The next year came and more girls qualified for toe shoes, but not me.  Because I'm so tall and had grown so fast my joints just didn't have the stability that they needed to have for toe shoes.  According to my teacher I was a sprained ankle waiting to happen.  And to get to the point of this story I never got to wear toe shoes.  And it was pretty devistating.  And at one point my teacher told me that being in flat shoes wasn't so bad because I made a good "base dancer" and that was an important roll as well.  But here is what I heard as a 16 year old girl, "You don't have the skills to be a real ballerina but that's ok because your big and do a great job in the same position that is usually filled by male ballet dancers."  It just wasn't what I wanted to hear.  

I know all of that seems probably random and dumb but I really do have a point here.  Proverbs 3:5-7 reads,
 "Trust in the Lord with all thine heart; and lean not unto thine own understanding.  In all thy ways acknowledge him, and he shall direct thy paths. Be not wise in thine own eyes: fear the Lord, and depart from evil."
Recently at church we have been discussing Gods plan and what Jesus, in the Gospels, is asking us to do in order to be his disciples.  And as we were discussing the fact that we have to give up our plans and our desires and dedicate ourselves to His plan for us the above information came to my mind in the way that it relates to my life right now.  
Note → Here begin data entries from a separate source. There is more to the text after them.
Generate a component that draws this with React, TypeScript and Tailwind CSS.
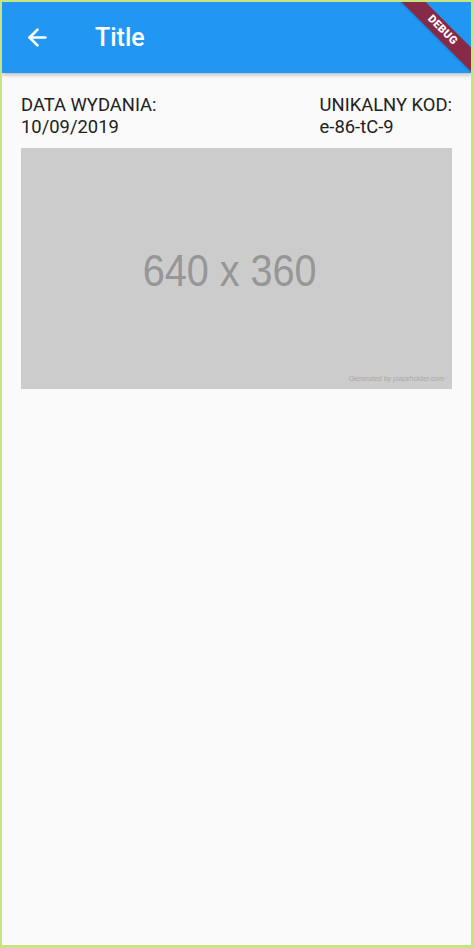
import { ArrowLeft } from "lucide-react";

function DebugBanner() {
    return (
        <div className="pointer-events-none absolute right-0 top-0 z-20 h-[80px] w-[80px] overflow-hidden">
            <div className="absolute right-[-36px] top-[20px] flex h-[17px] w-[130px] rotate-45 items-center justify-center bg-[#872a48] shadow-sm">
                <span className="font-['Roboto',sans-serif] text-[11px] font-black tracking-wide text-white">DEBUG</span>
            </div>
        </div>
    );
}

function Placeholder() {
    return (
        <div className="relative flex h-[241px] w-full items-center justify-center bg-[#cccccc]">
            <span className="mr-[14px] mt-[5px] font-['Liberation_Sans',Arial,sans-serif] text-[44px] text-[#969696] [transform:scaleX(0.9)]">640 x 360</span>
            <span className="absolute bottom-[5px] right-[8px] font-['Liberation_Sans',Arial,sans-serif] text-[7px] text-[#a8a8a8]">
                Generated by placeholder.com
            </span>
        </div>
    );
}

export default function App() {
    return (
        <div className="flex h-[948px] w-[474px] flex-col bg-[#c8e482] pb-[3px] pl-[2px] pr-[3px] pt-[2px] font-['Roboto',sans-serif]">
            <div className="relative flex flex-1 flex-col overflow-hidden bg-[#fafafa]">
                <header className="z-10 flex h-[71px] shrink-0 items-center bg-[#2196f3] pl-[22px] shadow-[0_2px_4px_rgba(0,0,0,0.25)]">
                    <ArrowLeft className="h-[27px] w-[27px] text-white" strokeWidth={2.4} />
                    <h1 className="ml-[44px] text-[25px] font-medium text-white">Title</h1>
                </header>

                <main className="px-[19px] pt-[21px]">
                    <div className="flex justify-between text-[18.4px] leading-[22px] text-[#212121]">
                        <div>
                            <div>DATA WYDANIA:</div>
                            <div>10/09/2019</div>
                        </div>
                        <div>
                            <div>UNIKALNY KOD:</div>
                            <div>e-86-tC-9</div>
                        </div>
                    </div>
                    <div className="mt-[10px]">
                        <Placeholder />
                    </div>
                </main>

                <DebugBanner />
            </div>
        </div>
    );
}
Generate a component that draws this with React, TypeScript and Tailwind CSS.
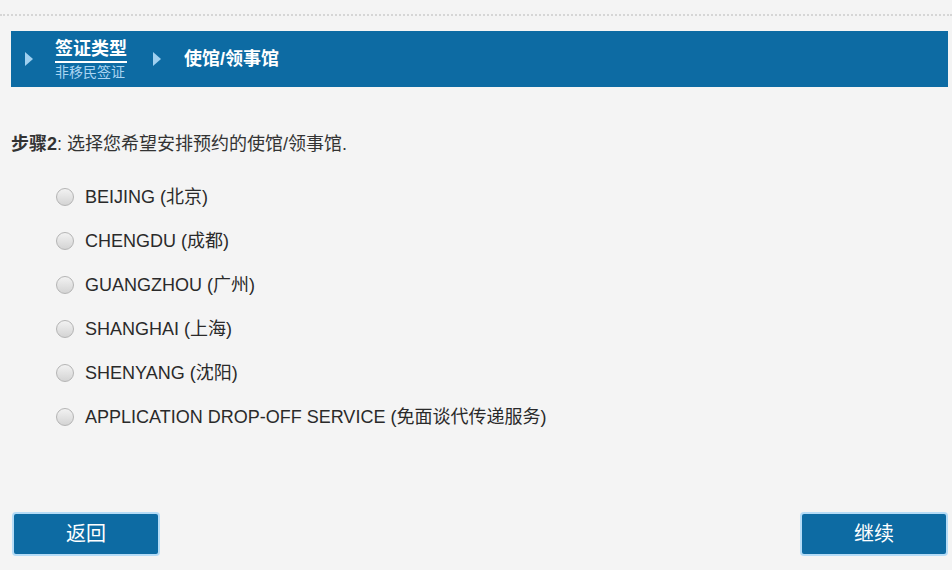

And there is more to my dancing analogy.  Because I was never going to get my toe shoes I chose to put a lot more dedication into my tapping.  Like I said earlier I even had aspirations to audition at Radio City.  I told my parents about it and I told my dance teacher.  They were all supportive.  My dance teacher started helping me to work on specific things I would need in order to make this dream a possibility.  And then the summer before my senior year my mom helped me find information about auditions so that I could start preparing to audition the following summer.  And that is when my balloon burst.  Due to the nature of the Rocketts they have specific physical requirements one of which is a height limit.  At the time that I was wanting to try out you had to be between 5'7" and 5'10" (I think it was 5'7", I wasn't super concerned about the bottom height).  I am 6' tall and all in a matter of minutes there was my other dancing desire gone out the window.

And now I will tie this all together. God is like our dance teacher.  He knows what we need and He knows where we need to go in this life.  He won't force us to follow the path He has set for us.  That is a choice we have to make.  If we really want to wear those toe shoes He isn't going to stop us, but He also isn't going to prevent any sprained knees or broken ankles that we get as a result of our choice.  When we chose to sin and stray from His Word there will always be consequences.  At the same time when we follow Him and strive to live a Christ like life that does not mean that we will receive what we want or that our way will be easy.  In fact we know that following Jesus is not easy.  There are many many references in the Bible that affirm that struggles and persecution are par for the course in the life of Jesus' followers.  But ultimately God has a great plan for our lives.

I am in no way anywhere near the place that I would be in this life if I were the one making the plans and receiving the desires of my heart.  Never in my wildest dreams would I have imagined my life being where it is now.  But I LOVE where I am now.  Well, mostly.  I still wish that God would have answered some of my prayers in a different manner.  I still pray for things that I desire even though up to this point those desires have not been met in the slightest.  But as I count my blessings and reflect on where I've been and where I am now I cannot deny that I am more blessed than I deserve.  I have had wonderful opportunities in my life and even when I wasn't trying to follow God he still saved me from situations that could have been disastrous even though I thought those were the things I wanted.  I wanted the "toe shoes" and the title "Rockett" but God knew that I was a much better "base".  And He has put me in a place now where although my prayers are not being answered the the way I would like, I am receiving answers to prayer that I never even considered.  

So although we may be striving for the toe shoes God knows what our most beautiful dance will look like.